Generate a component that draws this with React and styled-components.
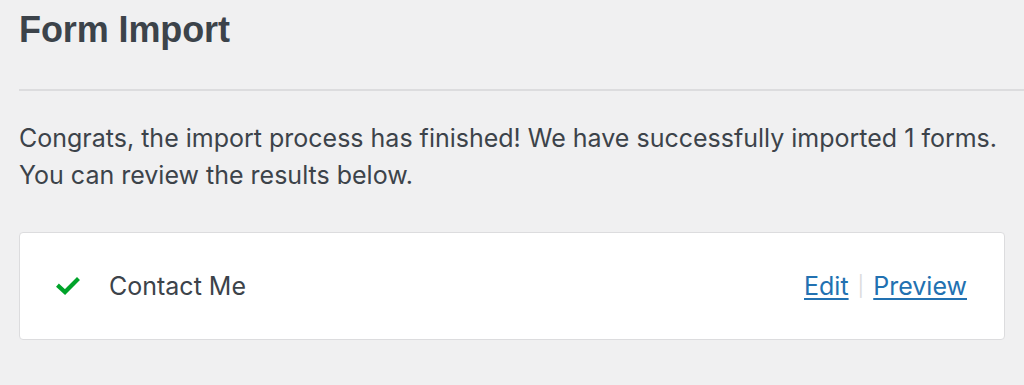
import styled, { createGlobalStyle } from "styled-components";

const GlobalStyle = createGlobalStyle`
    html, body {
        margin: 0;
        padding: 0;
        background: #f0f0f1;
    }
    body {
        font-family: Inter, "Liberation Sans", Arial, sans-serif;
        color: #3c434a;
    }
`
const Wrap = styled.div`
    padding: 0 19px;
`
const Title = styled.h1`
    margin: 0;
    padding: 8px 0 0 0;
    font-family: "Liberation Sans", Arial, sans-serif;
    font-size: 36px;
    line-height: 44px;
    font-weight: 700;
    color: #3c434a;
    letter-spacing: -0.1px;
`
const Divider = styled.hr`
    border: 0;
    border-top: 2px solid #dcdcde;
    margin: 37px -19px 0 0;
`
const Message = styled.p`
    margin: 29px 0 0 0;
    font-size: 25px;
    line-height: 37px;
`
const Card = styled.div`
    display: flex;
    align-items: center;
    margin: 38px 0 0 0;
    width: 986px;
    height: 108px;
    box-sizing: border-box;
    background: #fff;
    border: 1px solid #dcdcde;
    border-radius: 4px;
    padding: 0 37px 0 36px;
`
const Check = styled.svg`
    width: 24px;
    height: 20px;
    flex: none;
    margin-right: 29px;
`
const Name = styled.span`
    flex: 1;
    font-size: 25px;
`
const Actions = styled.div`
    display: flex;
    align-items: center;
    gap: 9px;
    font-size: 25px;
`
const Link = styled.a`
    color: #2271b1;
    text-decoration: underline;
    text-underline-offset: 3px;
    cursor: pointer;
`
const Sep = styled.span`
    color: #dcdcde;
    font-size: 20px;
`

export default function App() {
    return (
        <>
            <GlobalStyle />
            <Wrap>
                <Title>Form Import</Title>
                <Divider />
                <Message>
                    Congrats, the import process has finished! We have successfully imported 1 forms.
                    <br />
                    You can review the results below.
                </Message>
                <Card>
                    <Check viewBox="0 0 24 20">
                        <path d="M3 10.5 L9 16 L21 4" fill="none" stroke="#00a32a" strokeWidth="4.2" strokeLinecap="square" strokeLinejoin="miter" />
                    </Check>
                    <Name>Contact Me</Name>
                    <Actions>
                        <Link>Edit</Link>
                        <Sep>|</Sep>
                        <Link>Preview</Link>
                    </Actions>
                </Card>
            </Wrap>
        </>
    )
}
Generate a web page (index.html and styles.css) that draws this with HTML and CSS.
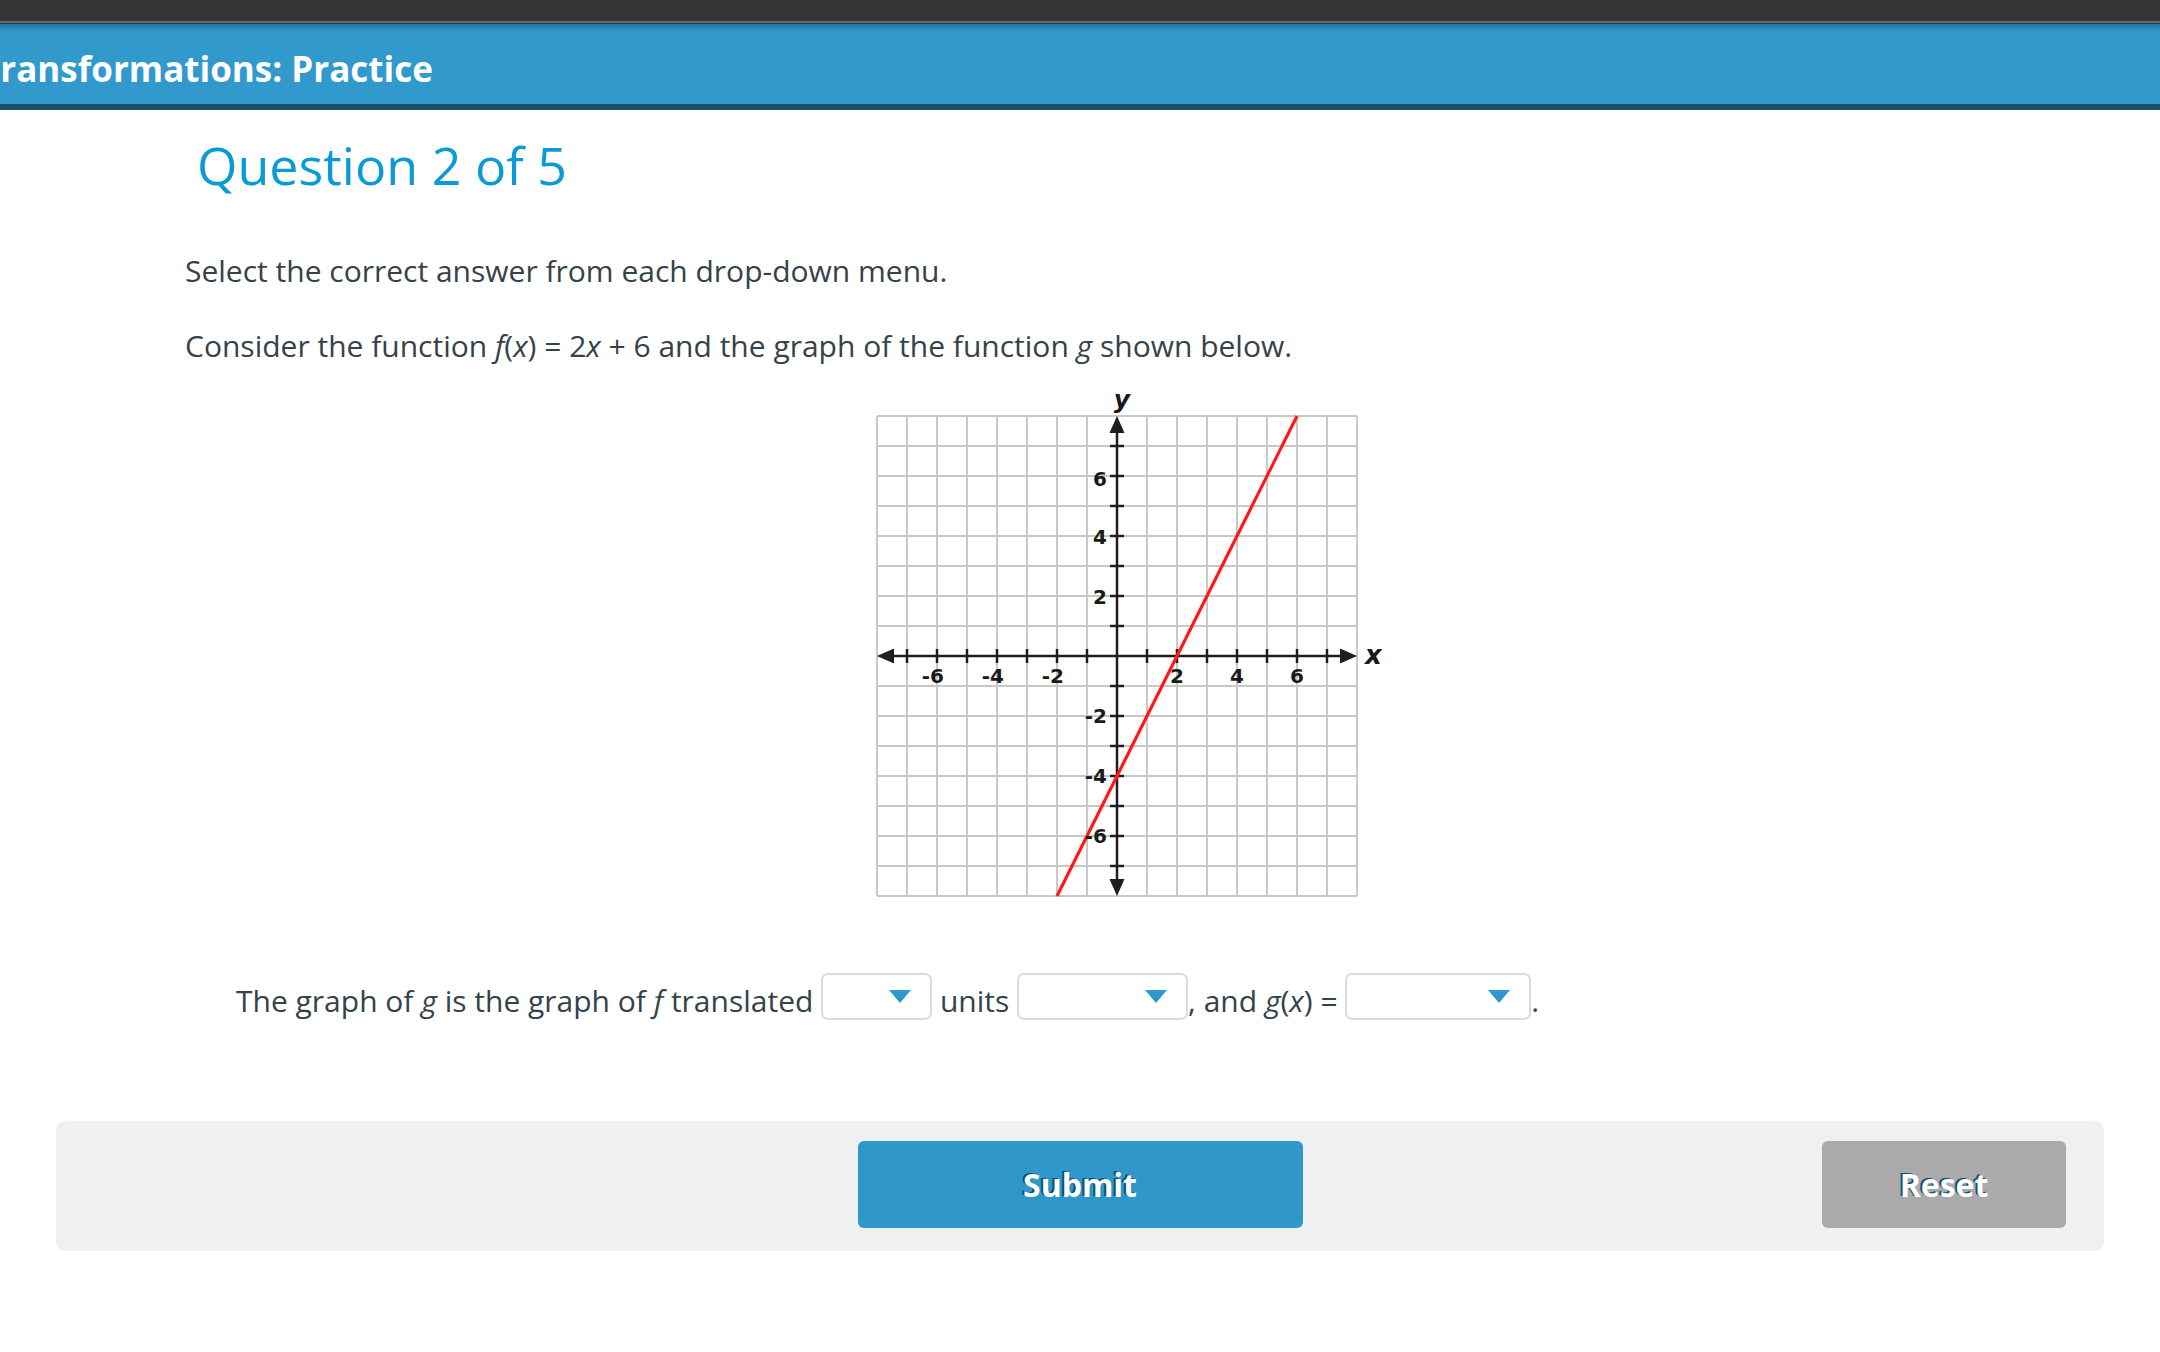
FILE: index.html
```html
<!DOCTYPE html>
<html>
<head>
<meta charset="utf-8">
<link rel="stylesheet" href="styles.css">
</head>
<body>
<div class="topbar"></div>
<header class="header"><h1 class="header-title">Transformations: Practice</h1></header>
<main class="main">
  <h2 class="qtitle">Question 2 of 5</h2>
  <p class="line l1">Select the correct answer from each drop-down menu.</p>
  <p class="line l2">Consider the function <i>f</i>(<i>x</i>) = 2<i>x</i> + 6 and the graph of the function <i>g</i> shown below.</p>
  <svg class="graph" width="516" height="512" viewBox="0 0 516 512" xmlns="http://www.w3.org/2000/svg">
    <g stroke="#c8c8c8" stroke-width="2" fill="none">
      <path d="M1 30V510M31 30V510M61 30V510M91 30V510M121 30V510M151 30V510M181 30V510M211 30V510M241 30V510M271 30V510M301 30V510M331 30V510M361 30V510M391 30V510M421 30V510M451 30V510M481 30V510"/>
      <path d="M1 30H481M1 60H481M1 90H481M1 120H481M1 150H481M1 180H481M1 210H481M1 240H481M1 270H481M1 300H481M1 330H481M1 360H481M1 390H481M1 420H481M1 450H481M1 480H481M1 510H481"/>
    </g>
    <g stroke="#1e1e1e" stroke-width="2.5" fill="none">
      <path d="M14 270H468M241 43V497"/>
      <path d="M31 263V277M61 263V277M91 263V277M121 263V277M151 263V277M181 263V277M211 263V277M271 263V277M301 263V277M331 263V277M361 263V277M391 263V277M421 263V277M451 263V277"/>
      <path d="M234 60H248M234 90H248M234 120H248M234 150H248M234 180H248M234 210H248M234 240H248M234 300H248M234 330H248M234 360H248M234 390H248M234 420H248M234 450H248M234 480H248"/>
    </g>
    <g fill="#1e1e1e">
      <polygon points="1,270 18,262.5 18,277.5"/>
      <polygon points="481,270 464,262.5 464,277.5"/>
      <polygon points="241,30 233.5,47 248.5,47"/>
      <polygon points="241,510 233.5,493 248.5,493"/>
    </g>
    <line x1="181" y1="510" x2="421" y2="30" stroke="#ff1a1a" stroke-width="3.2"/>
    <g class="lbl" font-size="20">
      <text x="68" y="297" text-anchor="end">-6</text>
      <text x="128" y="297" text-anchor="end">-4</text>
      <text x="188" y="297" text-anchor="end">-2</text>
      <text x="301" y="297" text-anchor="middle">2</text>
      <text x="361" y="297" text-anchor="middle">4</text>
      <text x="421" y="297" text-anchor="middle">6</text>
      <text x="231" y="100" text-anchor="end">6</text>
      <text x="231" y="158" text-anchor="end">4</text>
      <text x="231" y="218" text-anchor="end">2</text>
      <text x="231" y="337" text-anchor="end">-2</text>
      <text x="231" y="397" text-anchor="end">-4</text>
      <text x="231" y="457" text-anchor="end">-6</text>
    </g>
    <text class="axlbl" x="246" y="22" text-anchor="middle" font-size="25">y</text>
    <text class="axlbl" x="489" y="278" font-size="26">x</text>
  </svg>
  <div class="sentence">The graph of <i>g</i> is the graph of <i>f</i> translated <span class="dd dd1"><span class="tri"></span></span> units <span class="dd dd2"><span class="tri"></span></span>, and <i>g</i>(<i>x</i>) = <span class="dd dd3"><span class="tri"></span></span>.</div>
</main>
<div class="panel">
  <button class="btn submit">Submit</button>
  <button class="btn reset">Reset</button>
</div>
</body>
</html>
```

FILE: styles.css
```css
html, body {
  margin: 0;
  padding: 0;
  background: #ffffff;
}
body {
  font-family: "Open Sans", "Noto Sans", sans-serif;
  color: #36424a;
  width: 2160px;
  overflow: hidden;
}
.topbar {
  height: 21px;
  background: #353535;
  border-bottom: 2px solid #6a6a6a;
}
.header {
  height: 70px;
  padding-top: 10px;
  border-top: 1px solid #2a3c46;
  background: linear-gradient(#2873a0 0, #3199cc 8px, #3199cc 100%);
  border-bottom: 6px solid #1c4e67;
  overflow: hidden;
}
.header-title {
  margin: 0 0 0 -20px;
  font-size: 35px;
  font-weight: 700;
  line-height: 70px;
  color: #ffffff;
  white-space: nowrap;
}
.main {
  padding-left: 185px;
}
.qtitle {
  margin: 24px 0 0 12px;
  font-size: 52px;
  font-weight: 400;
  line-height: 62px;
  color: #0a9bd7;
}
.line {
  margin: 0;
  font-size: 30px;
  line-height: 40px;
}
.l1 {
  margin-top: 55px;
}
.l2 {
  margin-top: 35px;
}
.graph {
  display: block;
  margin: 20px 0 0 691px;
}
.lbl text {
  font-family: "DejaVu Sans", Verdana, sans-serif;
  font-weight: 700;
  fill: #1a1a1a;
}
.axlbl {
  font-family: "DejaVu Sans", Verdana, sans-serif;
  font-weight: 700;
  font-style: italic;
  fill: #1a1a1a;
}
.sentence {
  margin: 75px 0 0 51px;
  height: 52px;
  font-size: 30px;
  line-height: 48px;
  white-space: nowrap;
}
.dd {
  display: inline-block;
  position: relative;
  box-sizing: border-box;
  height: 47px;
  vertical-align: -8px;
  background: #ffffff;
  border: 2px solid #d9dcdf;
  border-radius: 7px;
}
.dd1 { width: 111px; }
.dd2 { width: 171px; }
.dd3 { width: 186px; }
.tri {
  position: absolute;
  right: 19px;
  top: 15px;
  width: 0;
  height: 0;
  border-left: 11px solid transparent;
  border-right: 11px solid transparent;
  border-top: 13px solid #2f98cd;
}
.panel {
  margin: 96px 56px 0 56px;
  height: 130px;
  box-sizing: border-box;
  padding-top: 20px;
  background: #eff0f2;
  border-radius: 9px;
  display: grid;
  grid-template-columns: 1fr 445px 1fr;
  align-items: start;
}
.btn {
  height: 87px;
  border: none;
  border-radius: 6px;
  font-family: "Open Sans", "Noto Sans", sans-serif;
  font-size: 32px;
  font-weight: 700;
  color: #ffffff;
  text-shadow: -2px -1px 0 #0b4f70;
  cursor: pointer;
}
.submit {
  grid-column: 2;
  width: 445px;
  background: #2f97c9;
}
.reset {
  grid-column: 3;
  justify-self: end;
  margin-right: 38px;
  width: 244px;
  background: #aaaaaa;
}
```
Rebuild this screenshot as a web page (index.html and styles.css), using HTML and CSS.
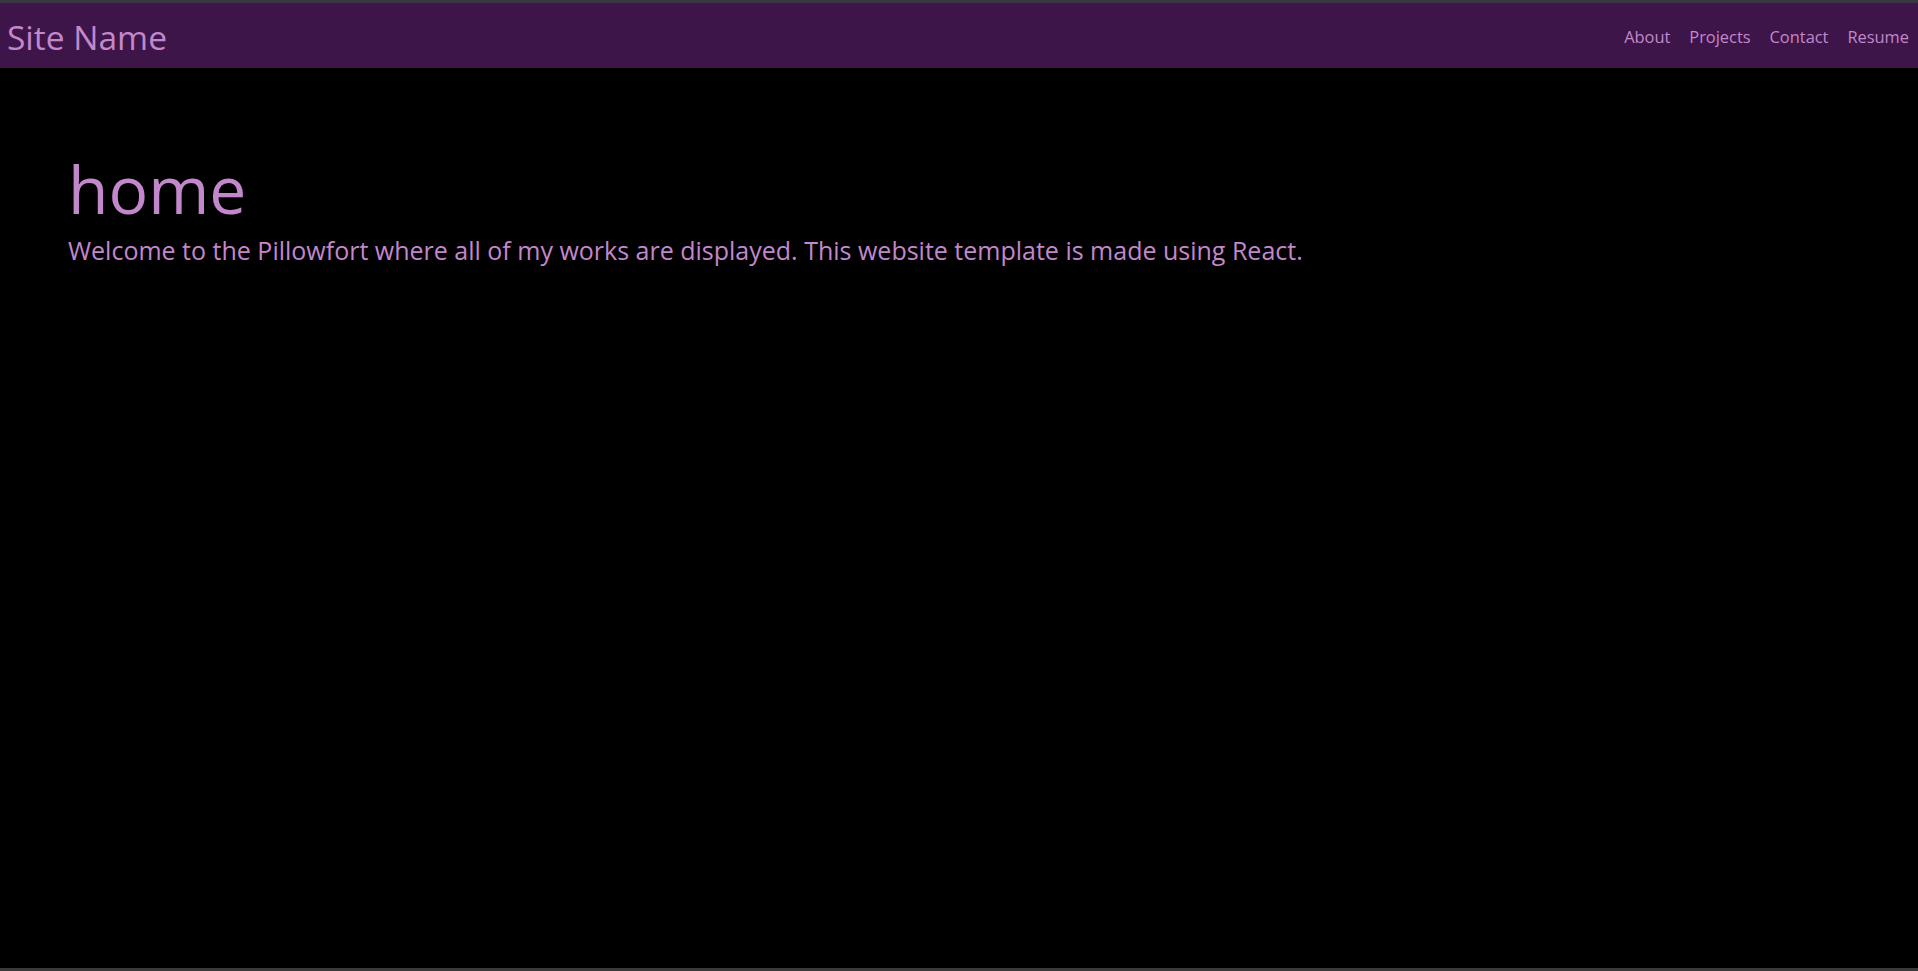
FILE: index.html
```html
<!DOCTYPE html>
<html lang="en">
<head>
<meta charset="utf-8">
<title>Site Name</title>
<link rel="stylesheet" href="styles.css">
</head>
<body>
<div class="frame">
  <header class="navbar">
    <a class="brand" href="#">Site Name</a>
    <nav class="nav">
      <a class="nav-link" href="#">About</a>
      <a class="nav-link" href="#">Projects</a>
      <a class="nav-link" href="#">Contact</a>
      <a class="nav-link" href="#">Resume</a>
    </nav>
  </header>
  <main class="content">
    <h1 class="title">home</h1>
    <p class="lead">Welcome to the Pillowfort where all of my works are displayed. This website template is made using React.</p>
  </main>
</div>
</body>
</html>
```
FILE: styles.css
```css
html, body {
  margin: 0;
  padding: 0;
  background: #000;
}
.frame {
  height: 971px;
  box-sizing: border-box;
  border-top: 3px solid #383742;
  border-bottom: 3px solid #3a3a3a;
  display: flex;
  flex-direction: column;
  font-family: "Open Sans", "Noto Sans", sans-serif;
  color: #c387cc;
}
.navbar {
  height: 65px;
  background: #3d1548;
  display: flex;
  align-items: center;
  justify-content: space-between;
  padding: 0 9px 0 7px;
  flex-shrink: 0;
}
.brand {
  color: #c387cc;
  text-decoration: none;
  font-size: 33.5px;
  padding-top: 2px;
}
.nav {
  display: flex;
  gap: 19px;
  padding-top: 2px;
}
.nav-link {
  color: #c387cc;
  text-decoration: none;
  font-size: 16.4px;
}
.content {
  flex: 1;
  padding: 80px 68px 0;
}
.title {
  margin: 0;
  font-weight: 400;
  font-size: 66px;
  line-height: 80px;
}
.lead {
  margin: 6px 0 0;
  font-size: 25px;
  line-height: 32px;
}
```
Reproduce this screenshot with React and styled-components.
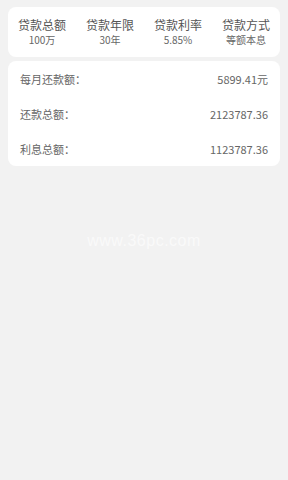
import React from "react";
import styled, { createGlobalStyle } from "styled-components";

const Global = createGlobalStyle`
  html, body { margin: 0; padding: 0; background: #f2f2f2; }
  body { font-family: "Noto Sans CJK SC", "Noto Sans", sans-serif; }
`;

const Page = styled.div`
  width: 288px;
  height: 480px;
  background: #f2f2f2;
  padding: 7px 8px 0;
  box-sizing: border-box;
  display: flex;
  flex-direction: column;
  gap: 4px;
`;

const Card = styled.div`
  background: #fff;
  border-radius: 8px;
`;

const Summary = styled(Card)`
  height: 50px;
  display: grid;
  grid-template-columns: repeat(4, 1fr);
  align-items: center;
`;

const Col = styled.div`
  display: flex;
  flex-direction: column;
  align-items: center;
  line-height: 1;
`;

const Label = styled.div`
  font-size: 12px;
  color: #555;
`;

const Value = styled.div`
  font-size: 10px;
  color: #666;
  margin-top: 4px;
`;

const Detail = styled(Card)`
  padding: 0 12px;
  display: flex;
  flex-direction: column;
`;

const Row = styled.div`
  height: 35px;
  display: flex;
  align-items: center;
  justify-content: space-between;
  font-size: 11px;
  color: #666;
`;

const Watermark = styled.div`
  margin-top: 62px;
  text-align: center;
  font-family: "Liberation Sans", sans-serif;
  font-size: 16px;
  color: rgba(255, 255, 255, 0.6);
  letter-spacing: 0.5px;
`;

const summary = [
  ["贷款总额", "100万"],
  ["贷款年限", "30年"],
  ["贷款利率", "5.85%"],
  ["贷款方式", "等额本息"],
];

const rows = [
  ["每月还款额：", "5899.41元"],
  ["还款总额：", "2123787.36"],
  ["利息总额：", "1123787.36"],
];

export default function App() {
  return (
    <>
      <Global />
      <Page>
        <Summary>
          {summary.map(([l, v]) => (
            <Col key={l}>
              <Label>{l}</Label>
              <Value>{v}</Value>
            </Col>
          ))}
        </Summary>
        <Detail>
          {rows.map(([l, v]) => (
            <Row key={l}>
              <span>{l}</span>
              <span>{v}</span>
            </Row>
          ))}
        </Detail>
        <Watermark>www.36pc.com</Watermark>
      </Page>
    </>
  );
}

* Problem
Among the lines of the data, identify those with the word "React". Copy each of them.

* Answer to this problem
Generate a component that draws this with React and styled-components.
    <p class="lead">Welcome to the Pillowfort where all of my works are displayed. This website template is made using React.</p>
Reproduce this screenshot with React and styled-components.
import React from "react";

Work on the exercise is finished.